** What needs to be done **
Quote all entries exactly, leaving pictures aside.
********
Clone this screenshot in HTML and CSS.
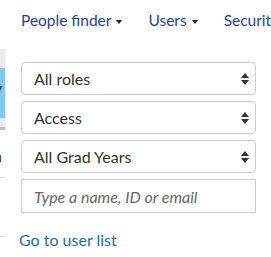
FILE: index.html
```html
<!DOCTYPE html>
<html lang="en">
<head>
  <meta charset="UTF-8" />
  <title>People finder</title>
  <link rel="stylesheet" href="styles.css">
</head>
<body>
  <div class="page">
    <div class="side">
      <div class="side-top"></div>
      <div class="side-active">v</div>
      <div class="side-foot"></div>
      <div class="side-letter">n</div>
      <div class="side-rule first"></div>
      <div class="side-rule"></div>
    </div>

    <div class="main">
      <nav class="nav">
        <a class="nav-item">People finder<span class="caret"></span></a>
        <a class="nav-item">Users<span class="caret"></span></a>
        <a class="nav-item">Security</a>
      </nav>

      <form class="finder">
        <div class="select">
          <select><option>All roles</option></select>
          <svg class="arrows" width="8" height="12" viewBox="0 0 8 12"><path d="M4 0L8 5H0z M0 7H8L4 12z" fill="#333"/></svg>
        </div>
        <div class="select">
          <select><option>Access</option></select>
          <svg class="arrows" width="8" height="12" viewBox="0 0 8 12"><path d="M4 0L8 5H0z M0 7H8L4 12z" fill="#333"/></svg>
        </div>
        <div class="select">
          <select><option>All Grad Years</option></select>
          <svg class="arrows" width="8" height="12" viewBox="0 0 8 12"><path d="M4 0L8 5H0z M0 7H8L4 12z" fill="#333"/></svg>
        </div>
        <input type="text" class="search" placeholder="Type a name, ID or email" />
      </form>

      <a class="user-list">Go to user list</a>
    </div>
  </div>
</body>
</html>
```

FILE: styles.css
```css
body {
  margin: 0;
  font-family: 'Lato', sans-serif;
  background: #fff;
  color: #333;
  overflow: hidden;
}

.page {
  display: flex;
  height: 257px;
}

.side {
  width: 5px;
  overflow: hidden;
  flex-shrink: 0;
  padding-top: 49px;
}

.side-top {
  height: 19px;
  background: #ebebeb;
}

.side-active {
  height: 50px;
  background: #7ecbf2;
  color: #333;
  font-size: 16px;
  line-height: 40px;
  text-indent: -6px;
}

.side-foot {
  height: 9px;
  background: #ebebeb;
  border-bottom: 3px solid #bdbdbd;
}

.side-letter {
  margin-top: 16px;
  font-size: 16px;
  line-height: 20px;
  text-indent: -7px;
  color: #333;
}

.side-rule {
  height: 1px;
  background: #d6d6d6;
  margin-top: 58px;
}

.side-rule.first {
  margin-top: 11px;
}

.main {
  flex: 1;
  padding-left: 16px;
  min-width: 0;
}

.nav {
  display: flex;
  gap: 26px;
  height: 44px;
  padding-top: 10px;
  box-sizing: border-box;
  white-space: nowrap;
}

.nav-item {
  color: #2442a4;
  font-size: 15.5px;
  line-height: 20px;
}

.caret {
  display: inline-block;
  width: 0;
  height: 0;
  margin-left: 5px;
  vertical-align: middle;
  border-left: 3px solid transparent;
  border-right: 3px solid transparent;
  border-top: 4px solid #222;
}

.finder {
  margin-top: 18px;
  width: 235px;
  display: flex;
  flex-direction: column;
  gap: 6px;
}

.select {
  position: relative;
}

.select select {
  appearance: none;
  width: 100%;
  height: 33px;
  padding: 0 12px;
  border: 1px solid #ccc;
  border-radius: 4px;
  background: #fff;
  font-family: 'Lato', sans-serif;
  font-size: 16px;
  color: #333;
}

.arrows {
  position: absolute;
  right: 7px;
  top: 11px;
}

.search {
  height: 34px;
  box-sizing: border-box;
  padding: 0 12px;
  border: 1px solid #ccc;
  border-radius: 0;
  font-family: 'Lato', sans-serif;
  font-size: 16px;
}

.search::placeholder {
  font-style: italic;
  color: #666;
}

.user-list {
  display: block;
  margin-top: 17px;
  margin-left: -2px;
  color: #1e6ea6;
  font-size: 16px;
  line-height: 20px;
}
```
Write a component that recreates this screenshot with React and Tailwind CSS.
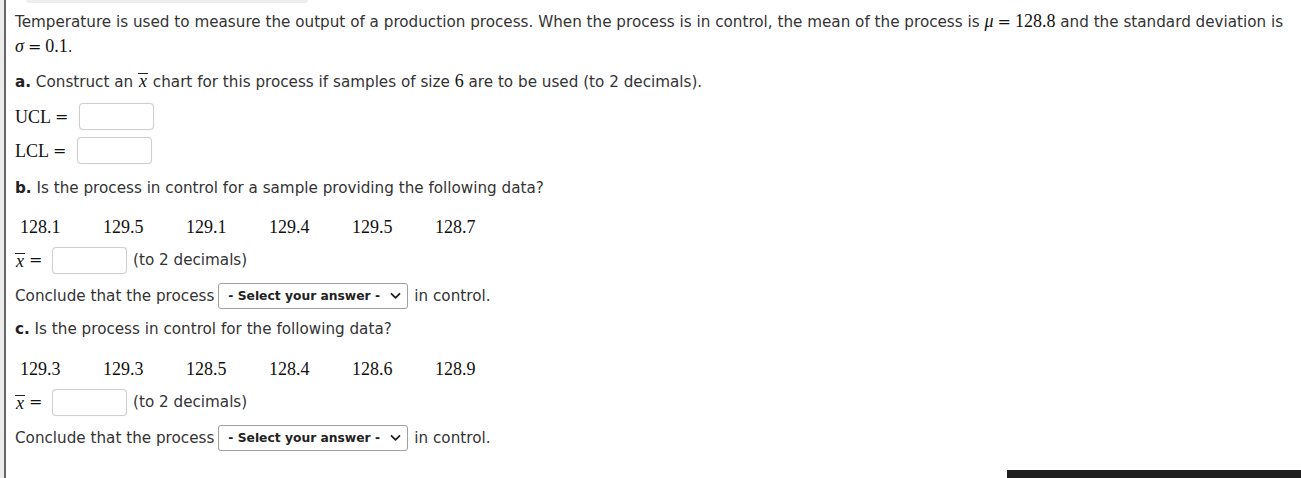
********
** Result **
Clone this screenshot in HTML and CSS.
FILE: index.html
```html
<!DOCTYPE html>
<html lang="en">
<head>
  <meta charset="UTF-8" />
  <title>People finder</title>
  <link rel="stylesheet" href="styles.css">
</head>
<body>
  <div class="page">
    <div class="side">
      <div class="side-top"></div>
      <div class="side-active">v</div>
      <div class="side-foot"></div>
      <div class="side-letter">n</div>
      <div class="side-rule first"></div>
      <div class="side-rule"></div>
    </div>

    <div class="main">
      <nav class="nav">
        <a class="nav-item">People finder<span class="caret"></span></a>
        <a class="nav-item">Users<span class="caret"></span></a>
        <a class="nav-item">Security</a>
      </nav>

      <form class="finder">
        <div class="select">
          <select><option>All roles</option></select>
          <svg class="arrows" width="8" height="12" viewBox="0 0 8 12"><path d="M4 0L8 5H0z M0 7H8L4 12z" fill="#333"/></svg>
        </div>
        <div class="select">
          <select><option>Access</option></select>
          <svg class="arrows" width="8" height="12" viewBox="0 0 8 12"><path d="M4 0L8 5H0z M0 7H8L4 12z" fill="#333"/></svg>
        </div>
        <div class="select">
          <select><option>All Grad Years</option></select>
          <svg class="arrows" width="8" height="12" viewBox="0 0 8 12"><path d="M4 0L8 5H0z M0 7H8L4 12z" fill="#333"/></svg>
        </div>
        <input type="text" class="search" placeholder="Type a name, ID or email" />
      </form>

      <a class="user-list">Go to user list</a>
    </div>
  </div>
</body>
</html>
```

FILE: styles.css
```css
body {
  margin: 0;
  font-family: 'Lato', sans-serif;
  background: #fff;
  color: #333;
  overflow: hidden;
}

.page {
  display: flex;
  height: 257px;
}

.side {
  width: 5px;
  overflow: hidden;
  flex-shrink: 0;
  padding-top: 49px;
}

.side-top {
  height: 19px;
  background: #ebebeb;
}

.side-active {
  height: 50px;
  background: #7ecbf2;
  color: #333;
  font-size: 16px;
  line-height: 40px;
  text-indent: -6px;
}

.side-foot {
  height: 9px;
  background: #ebebeb;
  border-bottom: 3px solid #bdbdbd;
}

.side-letter {
  margin-top: 16px;
  font-size: 16px;
  line-height: 20px;
  text-indent: -7px;
  color: #333;
}

.side-rule {
  height: 1px;
  background: #d6d6d6;
  margin-top: 58px;
}

.side-rule.first {
  margin-top: 11px;
}

.main {
  flex: 1;
  padding-left: 16px;
  min-width: 0;
}

.nav {
  display: flex;
  gap: 26px;
  height: 44px;
  padding-top: 10px;
  box-sizing: border-box;
  white-space: nowrap;
}

.nav-item {
  color: #2442a4;
  font-size: 15.5px;
  line-height: 20px;
}

.caret {
  display: inline-block;
  width: 0;
  height: 0;
  margin-left: 5px;
  vertical-align: middle;
  border-left: 3px solid transparent;
  border-right: 3px solid transparent;
  border-top: 4px solid #222;
}

.finder {
  margin-top: 18px;
  width: 235px;
  display: flex;
  flex-direction: column;
  gap: 6px;
}

.select {
  position: relative;
}

.select select {
  appearance: none;
  width: 100%;
  height: 33px;
  padding: 0 12px;
  border: 1px solid #ccc;
  border-radius: 4px;
  background: #fff;
  font-family: 'Lato', sans-serif;
  font-size: 16px;
  color: #333;
}

.arrows {
  position: absolute;
  right: 7px;
  top: 11px;
}

.search {
  height: 34px;
  box-sizing: border-box;
  padding: 0 12px;
  border: 1px solid #ccc;
  border-radius: 0;
  font-family: 'Lato', sans-serif;
  font-size: 16px;
}

.search::placeholder {
  font-style: italic;
  color: #666;
}

.user-list {
  display: block;
  margin-top: 17px;
  margin-left: -2px;
  color: #1e6ea6;
  font-size: 16px;
  line-height: 20px;
}
```
Write a component that recreates this screenshot with React and Tailwind CSS.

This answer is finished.